Elucidation of C2 and CN formation mechanisms in laser-induced plasmas through correlation analysis of carbon isotopic ratio

Abstract

Laser ablation molecular isotopic spectrometry (LAMIS) was recently reported for rapid isotopic analysis by measuring molecular emission from laser-induced plasmas at atmospheric pressure. With 13C-labeled benzoic acid as a model sample, this research utilized the LAMIS approach to clarify the formation mechanisms of C2 and CN molecules during laser ablation of organic materials.

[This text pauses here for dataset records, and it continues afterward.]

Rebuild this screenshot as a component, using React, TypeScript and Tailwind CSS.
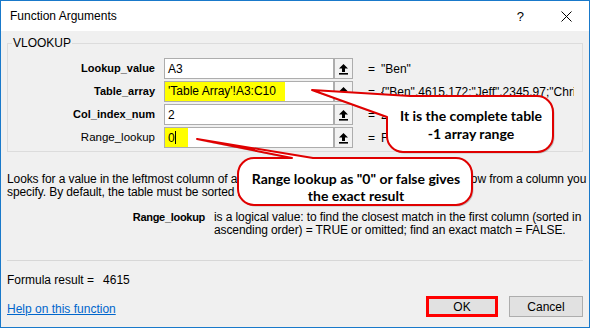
import React from "react";

const UploadBtn = () => (
  <div className="w-[19px] h-[21px] border border-[#adadad] bg-[#f2f2f2] flex items-center justify-center">
    <svg width="11" height="12" viewBox="0 0 11 12">
      <path d="M5.5 1 L10 5.5 L7 5.5 L7 9 L4 9 L4 5.5 L1 5.5 Z" fill="#000" />
      <rect x="1" y="10" width="9" height="1.6" fill="#000" />
    </svg>
  </div>
);

type Row = { label: string; bold: boolean; value: React.ReactNode; result: string };

export default function App() {
  const rows: Row[] = [
    { label: "Lookup_value", bold: true, value: <span>A3</span>, result: '"Ben"' },
    {
      label: "Table_array",
      bold: true,
      value: <span className="bg-[#ffff00] inline-block h-[19px] leading-[19px] pr-[9px] pl-[3px] -ml-[3px]">'Table Array'!A3:C10</span>,
      result: '{"Ben",4615,172;"Jeff",2345,97;"Chris",;"Mark",3456,120}',
    },
    { label: "Col_index_num", bold: true, value: <span>2</span>, result: "2" },
    {
      label: "Range_lookup",
      bold: false,
      value: (
        <span className="bg-[#ffff00] inline-flex items-center h-[19px] pl-[3px] -ml-[3px] w-[23px]">
          0<span className="inline-block w-px h-[13px] bg-black" />
        </span>
      ),
      result: "FALSE",
    },
  ];

  return (
    <div
      className="relative w-[590px] h-[328px] border border-[#1979ca] bg-[#f0f0f0] flex flex-col text-black overflow-hidden"
      style={{ fontFamily: '"Liberation Sans", Arial, sans-serif' }}
    >
      {/* Title bar */}
      <div className="h-[30px] bg-white flex items-center pl-[9px] pr-[17px] shrink-0">
        <span className="text-[12px] leading-none">Function Arguments</span>
        <span className="ml-auto text-[13px] leading-none mr-[37px]">?</span>
        <svg width="11" height="11" viewBox="0 0 11 11">
          <path d="M0.5 0.5 L10.5 10.5 M10.5 0.5 L0.5 10.5" stroke="#000" strokeWidth="1" />
        </svg>
      </div>

      {/* Group box */}
      <fieldset className="mx-[6px] mt-[5px] h-[116px] border border-[#dcdcdc] px-0 pb-0 pt-[8px] shrink-0">
        <legend className="ml-[4px] px-[1px] text-[12px] leading-[14px]">VLOOKUP</legend>
        <div className="flex flex-col gap-[2px]">
          {rows.map((r) => (
            <div key={r.label} className="flex items-center h-[21px]">
              <div
                className={`w-[147px] text-right ${r.bold ? "font-bold text-[11px]" : "text-[11.5px]"}`}
              >
                {r.label}
              </div>
              <div className="ml-[9px] w-[170px] h-[21px] border border-[#adadad] bg-white pl-[3px] text-[12px] flex items-center overflow-hidden">
                {r.value}
              </div>
              <UploadBtn />
              <div className="ml-[15px] text-[12px] w-[13px]">=</div>
              <div className="text-[12px] whitespace-nowrap overflow-hidden w-[193px]">{r.result}</div>
            </div>
          ))}
        </div>
      </fieldset>

      {/* Description */}
      <div className="mx-[6px] mt-[21px] text-[12px] leading-[13px] tracking-[-0.1px] whitespace-nowrap">
        Looks for a value in the leftmost column of a table, and then returns a value in the same row from a column you
        <br />
        specify. By default, the table must be sorted in an ascending order.
      </div>

      <div className="mt-[12px] flex text-[12px] leading-[13px]">
        <div className="w-[204px] text-right font-bold text-[11px] tracking-[-0.3px]">Range_lookup</div>
        <div className="ml-[9px] whitespace-nowrap tracking-[-0.1px]">
          is a logical value: to find the closest match in the first column (sorted in
          <br />
          ascending order) = TRUE or omitted; find an exact match = FALSE.
        </div>
      </div>

      <div className="mx-[6px] mt-[23px] h-px bg-[#d7d7d7] shrink-0" />

      <div className="flex items-end mx-[6px] mt-[12px]">
        <div className="flex flex-col text-[12px] leading-[14px]">
          <div className="flex">
            <span>Formula result =</span>
            <span className="ml-[9px]">4615</span>
          </div>
          <a className="mt-[15px] text-[#0066cc] underline" href="#">
            Help on this function
          </a>
        </div>
        <div className="ml-auto flex gap-[11px] mb-[-1px]">
          <button className="w-[72px] h-[21px] border-[3px] border-[#ff0000] bg-[#e1e1e1] text-[12px] leading-none">
            OK
          </button>
          <button className="w-[74px] h-[21px] border border-[#adadad] bg-[#e1e1e1] text-[12px] leading-none">
            Cancel
          </button>
        </div>
      </div>

      {/* Callout shapes overlay */}
      <svg className="absolute left-[-1px] top-[-1px] pointer-events-none" width="590" height="328" viewBox="0 0 590 328">
        <g transform="translate(1.5,1.5)" opacity="0.3">
          <path
            d="M410 96 L537 96 A16 16 0 0 1 553 112 L553 136 A16 16 0 0 1 537 152 L403 152 A16 16 0 0 1 387 136 L387 117 L312 90 Z"
            fill="#555"
          />
          <path
            d="M313 158 L456 158 A16 16 0 0 1 472 174 L472 189 A16 16 0 0 1 456 205 L254 205 A16 16 0 0 1 238 189 L238 174 A16 16 0 0 1 254 158 L292 158 L197 139 Z"
            fill="#555"
          />
        </g>
        <path
          d="M410 96 L537 96 A16 16 0 0 1 553 112 L553 136 A16 16 0 0 1 537 152 L403 152 A16 16 0 0 1 387 136 L387 117 L312 90 Z"
          fill="#fff"
          stroke="#e00000"
          strokeWidth="2"
          strokeLinejoin="round"
        />
        <path
          d="M313 158 L456 158 A16 16 0 0 1 472 174 L472 189 A16 16 0 0 1 456 205 L254 205 A16 16 0 0 1 238 189 L238 174 A16 16 0 0 1 254 158 L292 158 L197 139 Z"
          fill="#fff"
          stroke="#e00000"
          strokeWidth="2"
          strokeLinejoin="round"
        />
      </svg>

      {/* Callout texts */}
      <div
        className="absolute left-[386px] top-[106px] w-[168px] text-center font-bold text-[14px] leading-[18px] text-black"
        style={{ fontFamily: "Lato, sans-serif" }}
      >
        It is the complete table
        <br />
        -1 array range
      </div>
      <div
        className="absolute left-[237px] top-[169px] w-[236px] text-center font-bold text-[14px] leading-[17px] text-black"
        style={{ fontFamily: "Lato, sans-serif" }}
      >
        Range lookup as "0" or false gives
        <br />
        the exact result
      </div>
    </div>
  );
}
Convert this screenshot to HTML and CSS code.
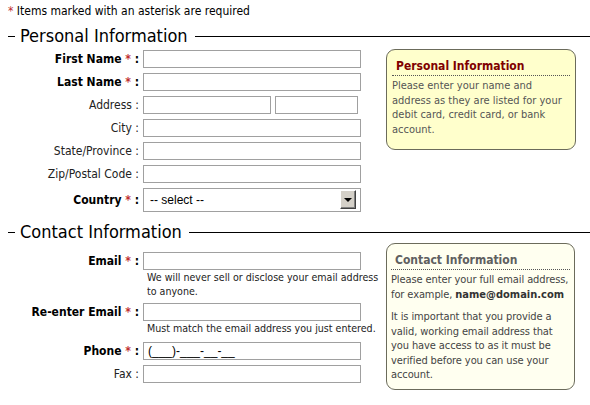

Because the isotopic ratios in the molecular bands could deviate from statistical distribution depending on their formation pathways, the dominant mechanism can be identified through a comparison of the experimental observed isotopic patterns in the molecular emission with the theoretical statistical pattern. For C2 formation, the experimental 12C12C/13C12C ratios not only support a recombination mechanism through atomic carbon at early delay time but also indicate the presence of other operating mechanisms as the plasma evolves; it is proposed that some of the C2 molecules are released directly from the aromatic ring of the sample as molecular fragments. In contrast, the temporal profiles in the 12C/13C ratios derived from CN emission exhibited opposite behavior with those derived from C2 emission, which unambiguously refutes mechanisms that require C2 as a precursor for CN formation; CN formation likely involves atomic carbon or species with a single carbon atom.